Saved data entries
/---
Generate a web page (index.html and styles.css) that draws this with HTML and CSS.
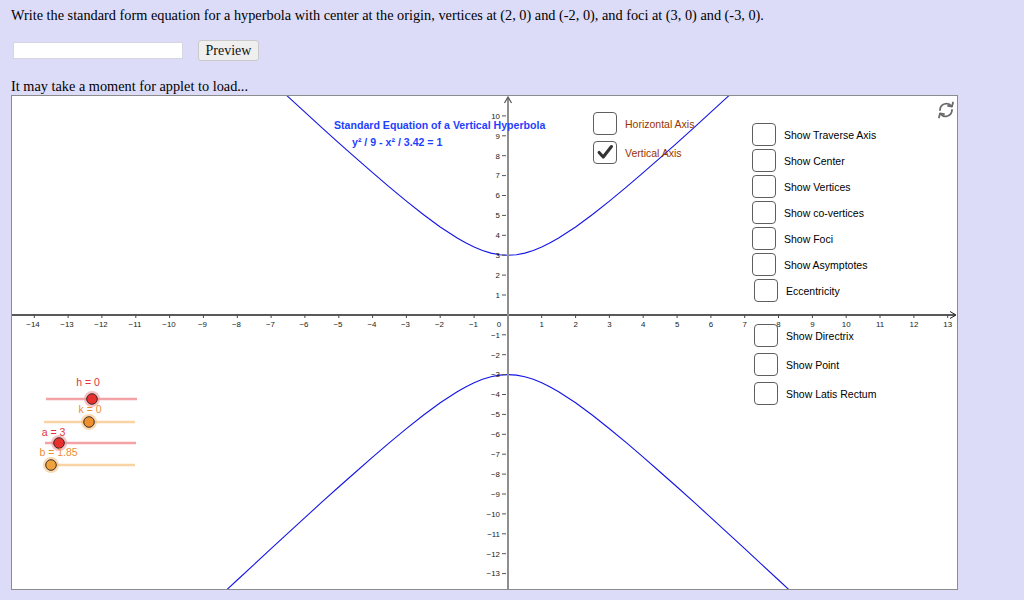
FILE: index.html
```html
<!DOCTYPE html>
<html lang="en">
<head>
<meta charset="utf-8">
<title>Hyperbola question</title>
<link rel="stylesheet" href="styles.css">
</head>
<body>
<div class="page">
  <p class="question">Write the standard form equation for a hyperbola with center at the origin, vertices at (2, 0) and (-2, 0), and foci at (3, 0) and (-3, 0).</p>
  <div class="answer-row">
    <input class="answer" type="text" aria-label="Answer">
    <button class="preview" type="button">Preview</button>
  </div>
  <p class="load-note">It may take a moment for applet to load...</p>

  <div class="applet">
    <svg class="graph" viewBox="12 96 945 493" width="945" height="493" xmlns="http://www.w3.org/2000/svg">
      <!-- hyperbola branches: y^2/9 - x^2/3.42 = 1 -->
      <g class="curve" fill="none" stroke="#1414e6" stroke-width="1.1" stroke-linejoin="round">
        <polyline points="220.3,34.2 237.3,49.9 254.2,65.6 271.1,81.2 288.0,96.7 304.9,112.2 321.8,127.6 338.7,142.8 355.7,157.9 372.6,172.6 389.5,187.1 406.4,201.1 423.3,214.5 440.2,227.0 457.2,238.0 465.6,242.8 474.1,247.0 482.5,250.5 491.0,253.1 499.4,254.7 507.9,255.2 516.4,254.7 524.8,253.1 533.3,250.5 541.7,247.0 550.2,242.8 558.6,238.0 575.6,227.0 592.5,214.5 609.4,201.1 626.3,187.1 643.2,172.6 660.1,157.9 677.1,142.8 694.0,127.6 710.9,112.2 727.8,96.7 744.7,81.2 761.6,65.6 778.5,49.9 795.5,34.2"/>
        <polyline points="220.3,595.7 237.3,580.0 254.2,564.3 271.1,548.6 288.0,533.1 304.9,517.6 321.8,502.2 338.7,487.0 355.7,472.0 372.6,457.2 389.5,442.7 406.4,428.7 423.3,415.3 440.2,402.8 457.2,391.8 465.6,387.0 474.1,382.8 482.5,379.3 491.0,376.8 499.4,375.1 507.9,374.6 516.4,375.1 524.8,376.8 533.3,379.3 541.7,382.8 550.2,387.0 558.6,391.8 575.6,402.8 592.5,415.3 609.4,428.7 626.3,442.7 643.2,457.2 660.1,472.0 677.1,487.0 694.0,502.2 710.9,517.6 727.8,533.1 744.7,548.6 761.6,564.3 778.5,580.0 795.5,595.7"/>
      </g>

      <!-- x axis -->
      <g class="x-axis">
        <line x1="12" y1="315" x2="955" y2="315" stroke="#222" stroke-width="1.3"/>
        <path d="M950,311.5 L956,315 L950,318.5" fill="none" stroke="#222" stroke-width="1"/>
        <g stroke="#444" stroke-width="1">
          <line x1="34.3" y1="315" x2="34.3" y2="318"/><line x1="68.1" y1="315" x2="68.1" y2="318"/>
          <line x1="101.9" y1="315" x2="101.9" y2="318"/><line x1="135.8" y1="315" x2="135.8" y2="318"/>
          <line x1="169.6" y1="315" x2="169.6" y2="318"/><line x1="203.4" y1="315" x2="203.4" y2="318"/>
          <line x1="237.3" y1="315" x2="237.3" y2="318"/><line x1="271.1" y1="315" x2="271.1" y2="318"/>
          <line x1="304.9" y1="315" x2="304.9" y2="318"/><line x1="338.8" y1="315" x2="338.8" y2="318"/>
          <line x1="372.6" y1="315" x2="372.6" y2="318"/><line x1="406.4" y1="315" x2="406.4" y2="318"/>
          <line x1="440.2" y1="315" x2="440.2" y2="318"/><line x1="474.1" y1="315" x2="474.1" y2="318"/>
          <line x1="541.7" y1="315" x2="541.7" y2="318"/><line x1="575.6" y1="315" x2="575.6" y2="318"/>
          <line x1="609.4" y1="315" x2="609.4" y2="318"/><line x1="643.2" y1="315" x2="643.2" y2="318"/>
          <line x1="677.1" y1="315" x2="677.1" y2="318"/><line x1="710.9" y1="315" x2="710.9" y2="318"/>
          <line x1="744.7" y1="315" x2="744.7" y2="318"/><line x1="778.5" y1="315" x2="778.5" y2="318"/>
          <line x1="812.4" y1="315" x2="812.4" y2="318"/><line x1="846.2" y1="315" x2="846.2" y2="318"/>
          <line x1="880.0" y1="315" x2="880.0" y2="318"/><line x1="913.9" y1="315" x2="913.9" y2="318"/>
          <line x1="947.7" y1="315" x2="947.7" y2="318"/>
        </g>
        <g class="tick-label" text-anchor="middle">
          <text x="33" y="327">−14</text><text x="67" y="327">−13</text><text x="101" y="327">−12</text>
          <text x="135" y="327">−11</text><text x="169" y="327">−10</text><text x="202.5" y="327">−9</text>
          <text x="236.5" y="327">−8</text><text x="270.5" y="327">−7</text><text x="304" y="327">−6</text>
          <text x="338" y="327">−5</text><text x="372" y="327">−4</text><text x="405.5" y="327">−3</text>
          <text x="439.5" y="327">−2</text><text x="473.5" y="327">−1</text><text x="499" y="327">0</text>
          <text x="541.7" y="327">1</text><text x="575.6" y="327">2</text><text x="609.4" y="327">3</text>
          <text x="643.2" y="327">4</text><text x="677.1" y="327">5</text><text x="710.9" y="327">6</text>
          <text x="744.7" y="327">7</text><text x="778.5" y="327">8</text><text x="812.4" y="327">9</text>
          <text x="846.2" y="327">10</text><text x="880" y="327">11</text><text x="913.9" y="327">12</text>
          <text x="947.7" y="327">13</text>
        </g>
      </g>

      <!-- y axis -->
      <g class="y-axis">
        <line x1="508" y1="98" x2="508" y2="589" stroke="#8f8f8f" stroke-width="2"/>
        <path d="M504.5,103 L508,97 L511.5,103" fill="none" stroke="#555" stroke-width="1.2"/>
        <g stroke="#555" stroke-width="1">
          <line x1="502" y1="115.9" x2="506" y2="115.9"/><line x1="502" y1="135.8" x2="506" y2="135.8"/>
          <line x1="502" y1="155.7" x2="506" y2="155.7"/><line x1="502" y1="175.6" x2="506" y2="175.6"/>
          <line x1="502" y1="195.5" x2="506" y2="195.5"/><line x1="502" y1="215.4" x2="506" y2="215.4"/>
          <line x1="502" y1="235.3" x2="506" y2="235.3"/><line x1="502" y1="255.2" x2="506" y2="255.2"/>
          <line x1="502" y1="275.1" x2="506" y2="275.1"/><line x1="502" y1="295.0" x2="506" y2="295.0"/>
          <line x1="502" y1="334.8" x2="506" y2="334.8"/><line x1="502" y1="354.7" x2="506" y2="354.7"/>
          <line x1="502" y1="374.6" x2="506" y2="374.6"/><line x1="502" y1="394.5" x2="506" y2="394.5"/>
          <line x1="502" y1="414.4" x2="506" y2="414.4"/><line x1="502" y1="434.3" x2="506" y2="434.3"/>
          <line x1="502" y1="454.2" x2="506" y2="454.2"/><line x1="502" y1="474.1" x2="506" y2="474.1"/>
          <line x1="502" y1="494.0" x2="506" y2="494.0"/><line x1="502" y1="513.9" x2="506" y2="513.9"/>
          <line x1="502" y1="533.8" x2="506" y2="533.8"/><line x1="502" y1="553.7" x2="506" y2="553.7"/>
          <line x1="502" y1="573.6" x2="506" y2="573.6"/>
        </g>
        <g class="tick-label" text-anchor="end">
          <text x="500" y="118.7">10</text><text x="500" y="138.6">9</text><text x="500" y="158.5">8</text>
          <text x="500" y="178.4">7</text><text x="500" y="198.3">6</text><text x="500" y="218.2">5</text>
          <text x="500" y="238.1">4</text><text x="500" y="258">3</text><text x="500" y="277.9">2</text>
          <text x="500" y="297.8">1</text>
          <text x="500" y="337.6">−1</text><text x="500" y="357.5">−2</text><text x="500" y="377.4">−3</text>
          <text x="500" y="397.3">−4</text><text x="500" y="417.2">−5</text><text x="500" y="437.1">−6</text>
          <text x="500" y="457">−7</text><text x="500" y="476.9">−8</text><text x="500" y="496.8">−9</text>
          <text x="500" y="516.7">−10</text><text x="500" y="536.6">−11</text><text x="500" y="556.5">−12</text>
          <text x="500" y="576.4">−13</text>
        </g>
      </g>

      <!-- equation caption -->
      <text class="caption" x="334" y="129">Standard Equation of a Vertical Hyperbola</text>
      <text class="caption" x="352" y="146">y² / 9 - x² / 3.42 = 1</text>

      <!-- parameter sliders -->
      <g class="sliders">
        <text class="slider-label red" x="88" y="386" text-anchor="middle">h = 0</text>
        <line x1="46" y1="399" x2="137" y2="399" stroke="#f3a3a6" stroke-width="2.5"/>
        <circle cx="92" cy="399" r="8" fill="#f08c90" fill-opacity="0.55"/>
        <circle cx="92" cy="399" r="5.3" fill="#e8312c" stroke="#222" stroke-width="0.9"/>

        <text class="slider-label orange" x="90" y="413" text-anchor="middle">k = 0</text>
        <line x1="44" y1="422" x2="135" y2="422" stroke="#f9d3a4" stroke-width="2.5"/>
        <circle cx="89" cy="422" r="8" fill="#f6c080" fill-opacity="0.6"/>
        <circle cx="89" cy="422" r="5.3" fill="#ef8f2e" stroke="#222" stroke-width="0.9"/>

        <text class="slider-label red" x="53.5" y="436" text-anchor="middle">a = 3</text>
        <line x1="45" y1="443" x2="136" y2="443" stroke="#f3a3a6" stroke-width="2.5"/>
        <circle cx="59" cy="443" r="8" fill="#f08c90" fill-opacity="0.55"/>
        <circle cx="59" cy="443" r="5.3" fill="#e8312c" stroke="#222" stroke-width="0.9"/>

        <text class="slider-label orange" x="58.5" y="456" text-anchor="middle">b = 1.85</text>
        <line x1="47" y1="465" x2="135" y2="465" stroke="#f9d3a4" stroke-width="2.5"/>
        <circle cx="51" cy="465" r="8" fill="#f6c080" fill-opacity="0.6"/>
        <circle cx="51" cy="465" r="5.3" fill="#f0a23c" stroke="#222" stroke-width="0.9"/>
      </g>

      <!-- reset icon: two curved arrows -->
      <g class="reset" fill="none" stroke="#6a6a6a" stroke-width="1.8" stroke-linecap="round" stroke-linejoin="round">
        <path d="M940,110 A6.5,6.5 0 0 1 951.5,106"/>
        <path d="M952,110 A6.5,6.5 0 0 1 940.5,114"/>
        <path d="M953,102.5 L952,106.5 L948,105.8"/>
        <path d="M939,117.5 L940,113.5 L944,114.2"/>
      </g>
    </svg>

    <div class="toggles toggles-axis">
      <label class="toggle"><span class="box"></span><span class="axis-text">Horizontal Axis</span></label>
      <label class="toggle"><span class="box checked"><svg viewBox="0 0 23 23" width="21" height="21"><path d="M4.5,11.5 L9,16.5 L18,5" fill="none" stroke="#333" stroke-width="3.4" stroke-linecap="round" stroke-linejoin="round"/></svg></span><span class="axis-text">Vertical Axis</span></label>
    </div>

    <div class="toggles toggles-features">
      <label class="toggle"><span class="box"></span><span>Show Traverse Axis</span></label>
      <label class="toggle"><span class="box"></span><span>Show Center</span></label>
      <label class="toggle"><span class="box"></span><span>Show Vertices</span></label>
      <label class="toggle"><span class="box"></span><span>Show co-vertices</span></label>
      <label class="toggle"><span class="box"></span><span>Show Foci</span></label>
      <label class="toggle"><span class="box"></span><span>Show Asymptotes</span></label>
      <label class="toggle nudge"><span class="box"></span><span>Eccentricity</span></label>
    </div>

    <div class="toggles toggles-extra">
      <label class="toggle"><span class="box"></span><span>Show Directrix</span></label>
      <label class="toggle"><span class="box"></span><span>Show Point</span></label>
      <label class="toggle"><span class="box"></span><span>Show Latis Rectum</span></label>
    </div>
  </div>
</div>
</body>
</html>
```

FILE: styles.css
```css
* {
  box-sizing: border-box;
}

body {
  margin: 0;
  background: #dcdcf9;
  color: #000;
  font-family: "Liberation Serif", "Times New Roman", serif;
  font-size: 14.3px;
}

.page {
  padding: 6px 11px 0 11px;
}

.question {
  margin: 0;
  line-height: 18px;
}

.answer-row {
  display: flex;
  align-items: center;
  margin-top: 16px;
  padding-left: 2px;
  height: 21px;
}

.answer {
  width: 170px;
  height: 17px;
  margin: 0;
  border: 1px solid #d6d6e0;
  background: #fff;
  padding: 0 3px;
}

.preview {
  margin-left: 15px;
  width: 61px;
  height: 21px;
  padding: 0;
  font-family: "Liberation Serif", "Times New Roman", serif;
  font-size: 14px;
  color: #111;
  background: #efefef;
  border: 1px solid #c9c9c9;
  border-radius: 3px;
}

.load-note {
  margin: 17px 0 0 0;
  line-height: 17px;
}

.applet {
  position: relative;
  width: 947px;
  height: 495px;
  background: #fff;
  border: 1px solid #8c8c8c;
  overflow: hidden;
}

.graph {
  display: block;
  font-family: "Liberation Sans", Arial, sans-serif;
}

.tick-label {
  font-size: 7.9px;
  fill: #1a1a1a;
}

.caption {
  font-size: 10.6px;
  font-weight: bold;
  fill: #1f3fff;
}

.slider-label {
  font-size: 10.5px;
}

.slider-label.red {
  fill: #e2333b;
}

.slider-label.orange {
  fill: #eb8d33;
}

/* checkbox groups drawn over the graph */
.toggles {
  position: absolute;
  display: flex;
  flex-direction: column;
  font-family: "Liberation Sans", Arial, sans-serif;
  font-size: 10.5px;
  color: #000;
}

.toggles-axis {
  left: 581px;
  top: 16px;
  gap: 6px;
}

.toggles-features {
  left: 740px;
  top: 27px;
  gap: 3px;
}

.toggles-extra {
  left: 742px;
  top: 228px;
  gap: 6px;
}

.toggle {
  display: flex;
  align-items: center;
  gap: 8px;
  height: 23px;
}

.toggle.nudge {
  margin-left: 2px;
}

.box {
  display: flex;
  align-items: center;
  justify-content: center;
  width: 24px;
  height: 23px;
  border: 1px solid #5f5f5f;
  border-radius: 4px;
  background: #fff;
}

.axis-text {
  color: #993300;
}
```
\---
/---
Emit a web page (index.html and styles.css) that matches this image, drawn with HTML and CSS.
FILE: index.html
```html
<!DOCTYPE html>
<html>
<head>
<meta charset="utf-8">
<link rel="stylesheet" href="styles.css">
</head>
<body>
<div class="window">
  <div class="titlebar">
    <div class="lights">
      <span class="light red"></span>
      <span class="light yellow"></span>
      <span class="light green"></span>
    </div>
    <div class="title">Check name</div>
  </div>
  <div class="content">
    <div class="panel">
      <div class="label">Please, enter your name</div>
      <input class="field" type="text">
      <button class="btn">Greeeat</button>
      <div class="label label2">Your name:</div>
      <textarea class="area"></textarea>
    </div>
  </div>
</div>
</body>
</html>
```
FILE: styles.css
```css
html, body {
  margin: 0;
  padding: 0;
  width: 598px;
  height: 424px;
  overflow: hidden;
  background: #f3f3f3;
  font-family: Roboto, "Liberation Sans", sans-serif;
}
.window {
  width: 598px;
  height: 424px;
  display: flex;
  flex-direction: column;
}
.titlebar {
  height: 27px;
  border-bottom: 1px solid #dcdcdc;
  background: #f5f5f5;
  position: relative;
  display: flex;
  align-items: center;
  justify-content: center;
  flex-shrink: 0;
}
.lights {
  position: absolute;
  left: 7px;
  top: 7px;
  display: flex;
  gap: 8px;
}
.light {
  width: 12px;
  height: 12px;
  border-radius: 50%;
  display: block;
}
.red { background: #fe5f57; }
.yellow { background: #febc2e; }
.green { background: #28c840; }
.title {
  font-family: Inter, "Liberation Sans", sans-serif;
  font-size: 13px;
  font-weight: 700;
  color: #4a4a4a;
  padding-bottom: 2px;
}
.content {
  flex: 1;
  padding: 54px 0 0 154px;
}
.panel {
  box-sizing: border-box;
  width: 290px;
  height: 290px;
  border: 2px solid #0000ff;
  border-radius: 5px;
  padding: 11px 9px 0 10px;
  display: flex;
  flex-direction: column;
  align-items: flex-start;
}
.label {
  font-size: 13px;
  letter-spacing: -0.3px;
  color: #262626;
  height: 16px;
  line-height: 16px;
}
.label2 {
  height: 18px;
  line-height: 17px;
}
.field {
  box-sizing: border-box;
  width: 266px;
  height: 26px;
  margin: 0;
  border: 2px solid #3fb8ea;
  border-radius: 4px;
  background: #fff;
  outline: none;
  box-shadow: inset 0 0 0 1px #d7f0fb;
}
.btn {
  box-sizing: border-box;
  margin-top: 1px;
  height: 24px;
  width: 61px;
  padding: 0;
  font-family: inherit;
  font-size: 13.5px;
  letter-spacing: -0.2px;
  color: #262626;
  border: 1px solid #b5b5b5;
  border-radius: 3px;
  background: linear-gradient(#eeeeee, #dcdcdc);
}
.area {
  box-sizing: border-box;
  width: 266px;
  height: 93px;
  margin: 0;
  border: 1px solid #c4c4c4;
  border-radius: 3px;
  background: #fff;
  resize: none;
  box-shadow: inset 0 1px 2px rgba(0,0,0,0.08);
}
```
\---
/---
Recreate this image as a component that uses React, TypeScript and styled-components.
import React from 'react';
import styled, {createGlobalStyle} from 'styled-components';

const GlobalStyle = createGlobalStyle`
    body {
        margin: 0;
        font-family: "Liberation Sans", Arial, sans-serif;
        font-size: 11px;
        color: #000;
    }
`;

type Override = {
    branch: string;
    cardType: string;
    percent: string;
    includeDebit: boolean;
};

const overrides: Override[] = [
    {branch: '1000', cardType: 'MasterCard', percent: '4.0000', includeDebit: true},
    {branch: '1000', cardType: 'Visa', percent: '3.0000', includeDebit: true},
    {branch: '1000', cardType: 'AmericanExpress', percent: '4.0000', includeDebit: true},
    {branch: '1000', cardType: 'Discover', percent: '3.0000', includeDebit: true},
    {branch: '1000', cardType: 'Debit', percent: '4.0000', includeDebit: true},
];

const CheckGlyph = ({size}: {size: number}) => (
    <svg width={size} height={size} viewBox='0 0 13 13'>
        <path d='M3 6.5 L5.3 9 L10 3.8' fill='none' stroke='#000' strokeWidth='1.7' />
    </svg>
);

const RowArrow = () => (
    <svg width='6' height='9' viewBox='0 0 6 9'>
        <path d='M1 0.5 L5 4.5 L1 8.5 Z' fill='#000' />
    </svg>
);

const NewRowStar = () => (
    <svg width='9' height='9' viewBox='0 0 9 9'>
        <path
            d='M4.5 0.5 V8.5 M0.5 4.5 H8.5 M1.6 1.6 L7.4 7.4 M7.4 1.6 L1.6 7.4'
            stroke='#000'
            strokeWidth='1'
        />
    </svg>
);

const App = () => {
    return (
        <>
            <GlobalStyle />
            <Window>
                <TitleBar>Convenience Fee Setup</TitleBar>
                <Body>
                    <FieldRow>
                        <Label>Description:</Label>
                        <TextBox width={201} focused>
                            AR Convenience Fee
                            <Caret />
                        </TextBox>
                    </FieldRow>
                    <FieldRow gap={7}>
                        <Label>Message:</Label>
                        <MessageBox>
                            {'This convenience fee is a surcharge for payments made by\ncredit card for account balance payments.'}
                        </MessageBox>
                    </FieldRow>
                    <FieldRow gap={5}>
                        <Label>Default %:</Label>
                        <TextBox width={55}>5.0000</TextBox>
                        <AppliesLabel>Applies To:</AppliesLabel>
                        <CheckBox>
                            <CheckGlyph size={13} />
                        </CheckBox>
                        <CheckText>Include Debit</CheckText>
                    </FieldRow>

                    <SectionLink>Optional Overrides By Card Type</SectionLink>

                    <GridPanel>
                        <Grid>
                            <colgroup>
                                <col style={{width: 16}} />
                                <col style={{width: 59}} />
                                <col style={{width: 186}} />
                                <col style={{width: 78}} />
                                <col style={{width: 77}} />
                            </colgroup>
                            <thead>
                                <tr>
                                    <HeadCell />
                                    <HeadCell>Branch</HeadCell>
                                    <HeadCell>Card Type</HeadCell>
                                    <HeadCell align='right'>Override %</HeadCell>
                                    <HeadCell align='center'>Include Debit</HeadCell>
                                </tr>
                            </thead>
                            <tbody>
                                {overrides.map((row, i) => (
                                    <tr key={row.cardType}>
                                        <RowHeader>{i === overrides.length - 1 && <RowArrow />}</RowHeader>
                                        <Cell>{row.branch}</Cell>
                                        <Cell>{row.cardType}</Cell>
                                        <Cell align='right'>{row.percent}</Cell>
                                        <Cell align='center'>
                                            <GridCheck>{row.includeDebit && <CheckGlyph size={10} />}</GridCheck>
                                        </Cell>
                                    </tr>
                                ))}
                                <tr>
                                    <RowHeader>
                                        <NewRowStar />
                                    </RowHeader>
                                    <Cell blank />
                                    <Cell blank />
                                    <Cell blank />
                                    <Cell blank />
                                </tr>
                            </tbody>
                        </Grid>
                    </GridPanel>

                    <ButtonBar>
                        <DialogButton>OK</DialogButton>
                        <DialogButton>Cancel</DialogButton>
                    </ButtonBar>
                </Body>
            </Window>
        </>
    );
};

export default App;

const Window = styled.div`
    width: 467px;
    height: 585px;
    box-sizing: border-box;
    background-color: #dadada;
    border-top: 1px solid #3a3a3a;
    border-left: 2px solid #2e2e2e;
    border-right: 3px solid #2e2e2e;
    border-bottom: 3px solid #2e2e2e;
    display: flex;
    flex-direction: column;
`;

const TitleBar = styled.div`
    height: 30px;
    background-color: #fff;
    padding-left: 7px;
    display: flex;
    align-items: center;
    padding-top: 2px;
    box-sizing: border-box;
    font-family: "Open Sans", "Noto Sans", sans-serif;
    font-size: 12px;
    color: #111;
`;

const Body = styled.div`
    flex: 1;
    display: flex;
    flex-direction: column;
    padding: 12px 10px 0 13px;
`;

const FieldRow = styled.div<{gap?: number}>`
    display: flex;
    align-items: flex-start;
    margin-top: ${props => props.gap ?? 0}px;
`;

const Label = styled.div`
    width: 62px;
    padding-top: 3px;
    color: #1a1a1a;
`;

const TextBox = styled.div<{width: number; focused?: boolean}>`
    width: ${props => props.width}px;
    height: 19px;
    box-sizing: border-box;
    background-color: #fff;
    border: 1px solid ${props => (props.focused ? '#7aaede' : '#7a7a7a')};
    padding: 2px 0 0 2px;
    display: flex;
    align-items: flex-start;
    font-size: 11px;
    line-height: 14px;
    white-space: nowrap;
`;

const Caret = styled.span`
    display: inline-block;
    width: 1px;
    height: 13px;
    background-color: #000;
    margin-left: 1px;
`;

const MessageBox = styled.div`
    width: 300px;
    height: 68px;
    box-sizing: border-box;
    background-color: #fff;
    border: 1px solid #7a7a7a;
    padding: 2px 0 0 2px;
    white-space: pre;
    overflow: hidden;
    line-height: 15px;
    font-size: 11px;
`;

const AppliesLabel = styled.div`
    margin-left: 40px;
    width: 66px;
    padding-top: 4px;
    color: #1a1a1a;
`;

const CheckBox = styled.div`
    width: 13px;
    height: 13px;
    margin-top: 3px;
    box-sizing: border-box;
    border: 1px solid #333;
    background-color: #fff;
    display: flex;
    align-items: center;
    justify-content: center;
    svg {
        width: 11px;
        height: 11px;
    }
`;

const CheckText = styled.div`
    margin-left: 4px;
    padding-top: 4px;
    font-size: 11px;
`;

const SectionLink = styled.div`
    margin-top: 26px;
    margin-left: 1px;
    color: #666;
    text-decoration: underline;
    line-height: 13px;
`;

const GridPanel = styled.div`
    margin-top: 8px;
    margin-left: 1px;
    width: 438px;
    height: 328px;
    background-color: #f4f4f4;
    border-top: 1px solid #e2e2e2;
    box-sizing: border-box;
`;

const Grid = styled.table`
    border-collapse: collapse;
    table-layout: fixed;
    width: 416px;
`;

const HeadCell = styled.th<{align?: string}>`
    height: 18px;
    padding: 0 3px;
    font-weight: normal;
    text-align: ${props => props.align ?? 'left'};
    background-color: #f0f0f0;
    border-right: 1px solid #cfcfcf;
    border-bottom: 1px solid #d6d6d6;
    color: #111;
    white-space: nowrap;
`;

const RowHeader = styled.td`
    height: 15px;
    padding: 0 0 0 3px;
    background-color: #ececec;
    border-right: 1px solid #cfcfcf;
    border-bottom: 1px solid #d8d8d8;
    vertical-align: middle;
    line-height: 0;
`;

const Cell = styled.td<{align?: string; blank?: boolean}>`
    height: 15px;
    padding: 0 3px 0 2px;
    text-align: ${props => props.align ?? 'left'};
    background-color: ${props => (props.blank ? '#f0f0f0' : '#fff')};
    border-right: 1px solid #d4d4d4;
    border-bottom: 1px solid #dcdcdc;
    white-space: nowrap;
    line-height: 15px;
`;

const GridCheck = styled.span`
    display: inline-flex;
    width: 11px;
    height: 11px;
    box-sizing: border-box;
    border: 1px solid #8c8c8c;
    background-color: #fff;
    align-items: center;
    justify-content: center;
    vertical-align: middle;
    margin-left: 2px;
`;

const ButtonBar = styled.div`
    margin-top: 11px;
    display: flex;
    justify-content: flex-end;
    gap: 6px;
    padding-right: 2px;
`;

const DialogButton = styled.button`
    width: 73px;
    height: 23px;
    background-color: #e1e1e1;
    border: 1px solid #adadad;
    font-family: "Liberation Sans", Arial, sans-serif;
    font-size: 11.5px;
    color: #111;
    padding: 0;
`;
\---
Take every line from the records above that has the word "image" and copy it.

▸ **TASK SOLUTION**
Emit a web page (index.html and styles.css) that matches this image, drawn with HTML and CSS.
Recreate this image as a component that uses React, TypeScript and styled-components.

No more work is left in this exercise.